New initiative at Dublin Airport supports the Irish national energy grid
Dublin Airport makes a positive contribution to the national energy grid, using its own power generators when wind energy cannot generate enough electricity.
Dublin Airport is supporting two EirGrid schemes designed to meet the challenges of operating Ireland’s electricity system in a sustainable manner.
EirGrid, the state-owned company that manages and operates electrical infrastructure across the island of Ireland, has partnered with EnerNOC, a subsidiary of the ENEL Group, to run the two schemes.
The first scheme is called Demand Side Unit (DSU), which is implemented when there is an issue with wind supply to create electricity. In this instance Dublin Airport relies on its own generators to create electricity thereby reducing the airport’s electricity demands on the national grid for up to an hour at a time.

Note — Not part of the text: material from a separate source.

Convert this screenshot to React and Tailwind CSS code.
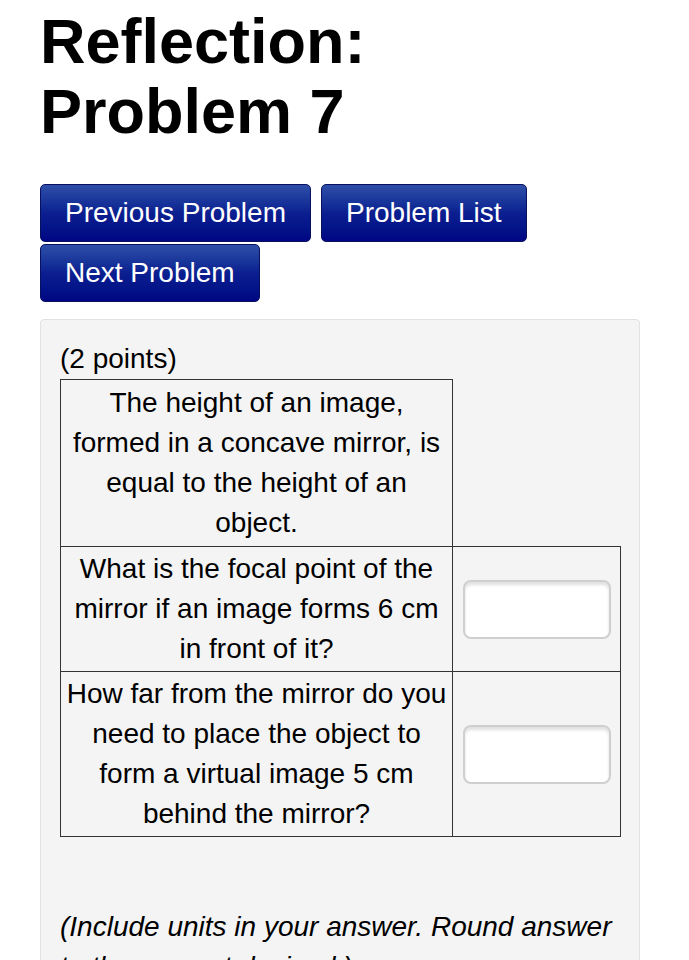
import React from 'react';

const rows = [
  {
    text: 'What is the focal point of the mirror if an image forms 6 cm in front of it?',
  },
  {
    text: 'How far from the mirror do you need to place the object to form a virtual image 5 cm behind the mirror?',
  },
];

const NavButton = ({ children }) => (
  <button
    type="button"
    className="rounded-[5px] border border-[#08115e] bg-gradient-to-b from-[#2f4ea8] via-[#0c1f90] to-[#000583] px-6 py-2 text-[28px] leading-[40px] text-white"
  >
    {children}
  </button>
);

export default function App() {
  return (
    <div
      className="min-h-screen bg-white pl-[40px] pr-[49px] pt-[6px] text-black"
      style={{ fontFamily: '"Liberation Sans", Arial, Helvetica, sans-serif' }}
    >
      <h1 className="text-[63px] font-bold leading-[70px]">
        Reflection:
        <br />
        Problem 7
      </h1>

      <div className="mt-[38px] flex flex-wrap gap-x-[10px] gap-y-[2px]">
        <NavButton>Previous Problem</NavButton>
        <NavButton>Problem List</NavButton>
        <NavButton>Next Problem</NavButton>
      </div>

      <div className="mt-[17px] h-[700px] rounded-[4px] border border-[#e2e2e2] bg-[#f4f4f4] px-[19px] pt-[19px] text-[28px] leading-[40px]">
        <div>(2 points)</div>
        <table className="w-[560px] table-fixed border-collapse">
          <colgroup>
            <col className="w-[392px]" />
            <col className="w-[168px]" />
          </colgroup>
          <tbody>
            <tr>
              <td className="border border-[#333] px-[2px] py-[3px] text-center">
                The height of an image, formed in a concave mirror, is equal to the height of an
                object.
              </td>
              <td className="p-0"></td>
            </tr>
            {rows.map((row) => (
              <tr key={row.text}>
                <td className="border border-[#333] px-[2px] py-[2px] text-center">{row.text}</td>
                <td className="border border-[#333] px-[10px] py-0 align-middle">
                  <input
                    type="text"
                    className="block h-[59px] w-[148px] rounded-[8px] border-2 border-[#cfcfcf] bg-white shadow-[inset_0_3px_3px_rgba(0,0,0,0.12)] outline-none"
                  />
                </td>
              </tr>
            ))}
          </tbody>
        </table>

        <p className="mt-[70px] italic">
          (Include units in your answer. Round answer to the nearest decimal.)
        </p>
      </div>
    </div>
  );
}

The second programme, called ‘Delivering a Secure, Sustainable Electricity System’ (DS3), operates on the same premise for shorter periods, in some cases for seconds or minutes at a time.
Dublin Airport Managing Director, Vincent Harrison, said: “Dublin Airport is delighted to support EirGrid in this important initiative to protect the sustainable supply of electricity on the island of Ireland. As Dublin Airport continues to grow we are committed to contributing in a positive way to the environment.”
The ability to access these two schemes with EirGrid and EnerNoc (and its global parent company the ENEL Group) offers Dublin Airport the opportunity to leverage critical technical knowledge that in turn helps it to develop capital investment plans and project proposals that help in the development of more sustainable long-term infrastructure plans.
EU targets require Ireland to ensure 16 per cent of the country’s total energy consumption comes from renewable energy sources by 2020.
In the last five years, Dublin Airport has reduced its primary energy consumption by a cumulative value of 9,285,011kWh. This is equivalent to the average yearly usage of about 500 standard semi-detached houses. Around 20 per cent of the airport’s vehicle fleet have been upgraded to low-emission vehicles (LEVs) and a further five per cent are hybrid vehicles. In the last 10 years, water consumption per passenger has reduced by 26.8 litres. That’s the equivalent of filling almost 10 million baths.
More than 6.5 million passengers have travelled through Dublin Airport in the first three months of 2019, representing an eight per cent increase, or an extra 460,000 passengers, compared to the same period in 2018.